No accounting for a crook's taste
IT'S NOT OFTEN you get a chance to mock a man's ethics and his taste in interior decorating at the same time.
I sure wasn't going to miss it.
Today the feds are slamming down the auction hammer on some of Randy "Duke" Cunningham's ill-gotten gains, the loot that the former honorable Republican congressman from San Diego County amassed by hanging a "for sale" sign around his own dishonorable neck.
On Tuesday, I went to the auction preview to see for myself the mess of pottage Cunningham sold his political birthright for. And quite a mess it is.
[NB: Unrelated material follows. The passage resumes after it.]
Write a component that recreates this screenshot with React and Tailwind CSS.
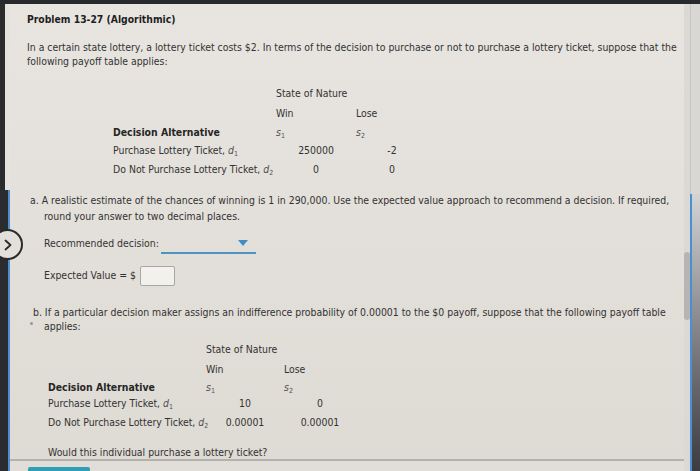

You know the story arc by now: the Vietnam "Top Gun" ace, elected to Congress, who starts treating defense contractors like Santa Claus and Capitol Hill like Santa's workshop. He's spending eight years in prison for tax evasion and for taking $2.4 million in bribes.
A sample Cunningham story: A couple of months after 9/11, he goes shopping with "co-conspirator No. 2" -- identified in various accounts as defense contractor Mitchell Wade -- at a swanky Beltway antique store. The Dukester wanders around the shop, picks out stuff adding up to about $12,000, then discreetly steps away while "co-conspirator No. 2" pays the tab.
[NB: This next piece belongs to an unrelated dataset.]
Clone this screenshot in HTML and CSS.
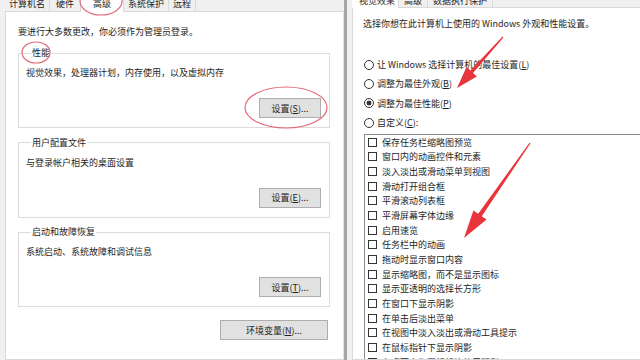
FILE: index.html
```html
<!DOCTYPE html>
<html lang="zh-CN">

<head>
    <meta charset="UTF-8">
    <meta name="viewport" content="width=device-width, initial-scale=1.0">
    <title>系统属性 - 性能选项</title>
    <link rel="stylesheet" href="styles.css">
</head>

<body>

    <div class="screen">
        <!-- 系统属性 / 高级 -->
        <div class="win win-system">
            <div class="tabs">
                <span class="tab">计算机名</span>
                <span class="tab tab-hw">硬件</span>
                <span class="tab tab-active tab-adv">高级</span>
                <span class="tab">系统保护</span>
                <span class="tab">远程</span>
            </div>
            <div class="panel">
                <p class="intro">要进行大多数更改，你必须作为管理员登录。</p>

                <fieldset class="group">
                    <legend>性能</legend>
                    <p class="desc">视觉效果，处理器计划，内存使用，以及虚拟内存</p>
                    <div class="actions"><button class="btn" type="button">设置(<u>S</u>)...</button></div>
                </fieldset>

                <fieldset class="group">
                    <legend>用户配置文件</legend>
                    <p class="desc">与登录帐户相关的桌面设置</p>
                    <div class="actions"><button class="btn" type="button">设置(<u>E</u>)...</button></div>
                </fieldset>

                <fieldset class="group">
                    <legend>启动和故障恢复</legend>
                    <p class="desc">系统启动、系统故障和调试信息</p>
                    <div class="actions"><button class="btn" type="button">设置(<u>T</u>)...</button></div>
                </fieldset>

                <div class="actions env"><button class="btn btn-wide" type="button">环境变量(<u>N</u>)...</button></div>
            </div>
        </div>

        <div class="win-edge"></div>

        <!-- 性能选项 / 视觉效果 -->
        <div class="win win-perf">
            <div class="tabs tabs-short">
                <span class="tab tab-active">视觉效果</span>
                <span class="tab">高级</span>
                <span class="tab">数据执行保护</span>
            </div>
            <div class="panel panel-perf">
                <p class="intro">选择你想在此计算机上使用的 Windows 外观和性能设置。</p>

                <ul class="radios">
                    <li><span class="radio"></span>让 Windows 选择计算机的最佳设置(<u>L</u>)</li>
                    <li><span class="radio"></span>调整为最佳外观(<u>B</u>)</li>
                    <li><span class="radio checked"></span>调整为最佳性能(<u>P</u>)</li>
                    <li><span class="radio"></span>自定义(<u>C</u>):</li>
                </ul>

                <ul class="checks">
                    <li><span class="box"></span>保存任务栏缩略图预览</li>
                    <li><span class="box"></span>窗口内的动画控件和元素</li>
                    <li><span class="box"></span>淡入淡出或滑动菜单到视图</li>
                    <li><span class="box"></span>滑动打开组合框</li>
                    <li><span class="box"></span>平滑滚动列表框</li>
                    <li><span class="box"></span>平滑屏幕字体边缘</li>
                    <li><span class="box"></span>启用速览</li>
                    <li><span class="box"></span>任务栏中的动画</li>
                    <li><span class="box"></span>拖动时显示窗口内容</li>
                    <li><span class="box"></span>显示缩略图，而不是显示图标</li>
                    <li><span class="box"></span>显示亚透明的选择长方形</li>
                    <li><span class="box"></span>在窗口下显示阴影</li>
                    <li><span class="box"></span>在单击后淡出菜单</li>
                    <li><span class="box"></span>在视图中淡入淡出或滑动工具提示</li>
                    <li><span class="box"></span>在鼠标指针下显示阴影</li>
                    <li><span class="box"></span>在桌面上为图标标签使用阴影</li>
                </ul>
            </div>
        </div>

        <!-- red annotations drawn over the screenshot -->
        <svg class="marks" width="640" height="360" viewBox="0 0 640 360">
            <g fill="none" stroke="#e2697a" stroke-width="1.2">
                <ellipse cx="101" cy="1" rx="21" ry="14" />
                <ellipse cx="36" cy="52.5" rx="14" ry="10.5" />
                <ellipse cx="286" cy="107.5" rx="41" ry="20.5" />
            </g>
            <g fill="#e8353b">
                <polygon points="503.4,37.4 473,72.9 476.9,76.4 457,88 466.5,67 470.4,70.5 502.6,36.6" />
                <polygon points="530.5,143.3 481.8,216.3 486.6,219.6 464,238 473.4,210.4 478.2,213.7 529.5,142.7" />
            </g>
        </svg>
    </div>

</body>

</html>
```

FILE: styles.css
```css
body {
    margin: 0;
    font-family: "Noto Sans CJK SC", sans-serif;
    font-size: 9px;
    color: #1e1e1e;
    background-color: #f0f0f0;
}

p,
ul {
    margin: 0;
    padding: 0;
    list-style: none;
}

.screen {
    position: relative;
    display: flex;
    width: 640px;
    height: 360px;
    overflow: hidden;
}

.win {
    display: flex;
    flex-direction: column;
    background-color: #f0f0f0;
}

.win-system {
    width: 344px;
    flex: none;
}

.win-edge {
    width: 3px;
    margin-right: 5px;
    flex: none;
    background-color: #a6a6a6;
}

.win-perf {
    flex: 1;
    min-width: 0;
}

/* tab strip, its top is cut off by the screenshot */
.tabs {
    display: flex;
    align-items: flex-end;
    height: 11px;
    padding-left: 5px;
    flex: none;
}

.tabs-short {
    height: 7px;
    padding-left: 0;
}

.tab {
    height: 14px;
    line-height: 14px;
    padding: 0 4px;
    border: 1px solid #d9d9d9;
    border-bottom: none;
    border-left: none;
    background-color: #f0f0f0;
    white-space: nowrap;
}

.tabs-short .tab {
    height: 10px;
    line-height: 8px;
    padding: 0 5px;
}

.tab-hw {
    padding: 0 6px;
}

.tab-adv {
    padding: 0 12px;
}

.tab-active {
    position: relative;
    height: 15px;
    margin-bottom: -1px;
    background-color: #fff;
}

.tabs-short .tab-active {
    height: 11px;
    padding: 0 3px 0 7px;
}

.panel {
    flex: 1;
    margin-left: 5px;
    padding: 14px 13px 0 12px;
    border: 1px solid #d9d9d9;
    border-right-color: #e3e3e3;
    background-color: #fff;
}

.panel-perf {
    margin-left: 0;
    padding: 10px 0 0 10px;
    border-right: none;
    overflow: hidden;
}

.intro {
    line-height: 12px;
    white-space: nowrap;
}

.group {
    margin: 9px 0 0;
    padding: 8px 8px 9px 7px;
    min-width: 0;
    border: 1px solid #dcdcdc;
}

.group + .group {
    margin-top: 8.5px;
}

.group legend {
    margin-left: 5px;
    padding: 0 1px;
    line-height: 12px;
}

.desc {
    line-height: 12px;
}

.actions {
    display: flex;
    justify-content: flex-end;
    margin-top: 19px;
}

.env {
    margin-top: 13px;
    margin-right: 2px;
}

.btn {
    width: 62px;
    height: 20px;
    padding: 0;
    font-family: inherit;
    font-size: 9px;
    color: #1e1e1e;
    background-color: #e1e1e1;
    border: 1px solid #adadad;
}

.btn-wide {
    width: 108px;
}

.radios {
    margin-top: 25px;
}

.radios li {
    display: flex;
    align-items: center;
    height: 19.3px;
    white-space: nowrap;
}

.radio {
    box-sizing: border-box;
    width: 10px;
    height: 10px;
    margin: 0 3px 0 1px;
    border: 1px solid #333;
    border-radius: 50%;
    background-color: #fff;
}

.radio.checked {
    background: radial-gradient(circle, #333 0 2.2px, #fff 2.7px);
}

.checks {
    width: 300px;
    height: 240px;
    margin: 1.5px 0 0 1px;
    padding-left: 3px;
    border: 1px solid #8c8c8c;
}

.checks li {
    display: flex;
    align-items: center;
    height: 14.7px;
    white-space: nowrap;
}

.box {
    box-sizing: border-box;
    width: 9px;
    height: 9px;
    margin-right: 5px;
    border: 1px solid #333;
    background-color: #fff;
}

.marks {
    position: absolute;
    top: 0;
    left: 0;
    pointer-events: none;
}
```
My own shopping excursion took me to an icy concrete cube of a warehouse -- EG&G Technical Services in Rancho Dominguez, where the feds were offering a preview of seized property. Ill-gotten goods from the D.C. shopping spree -- "Antiques Roadshow CSI" -- were spread out under the eye of the IRS alongside goods seized from drug dealers, Tahitian-pearl smugglers, software pirates -- criminals of the sort Cunningham used to rail against so righteously.
It was shocking on two counts: the quantity -- 40 pieces in 35 lots -- and the quality. You sell out your career, your reputation and your freedom, and this is your asking price?
Cunningham's Gustav Stickley bed, Lot 72, and the two now-notorious 19th century French commodes, Lots 79 and 87 -- inspiration for late-night comics' deadpan bedpan jokes -- were the only objets I'd give house room to. The rest struck me as hideously overdone: rococo, ormolu, Eastlake woodworking, more beveled mirrors than a French Quarter cathouse and more marble slabs than a New England churchyard.
A three-panel rattan screen looked as if it came from a Pier 1 parking lot sale, and some pieces were reproductions. It made me go all warm and fuzzy to think that somewhere in the greater D.C. area there may be an antiques dealer who snookered a congressman and his two-legged checkbook even as the two of them picked the public pocket.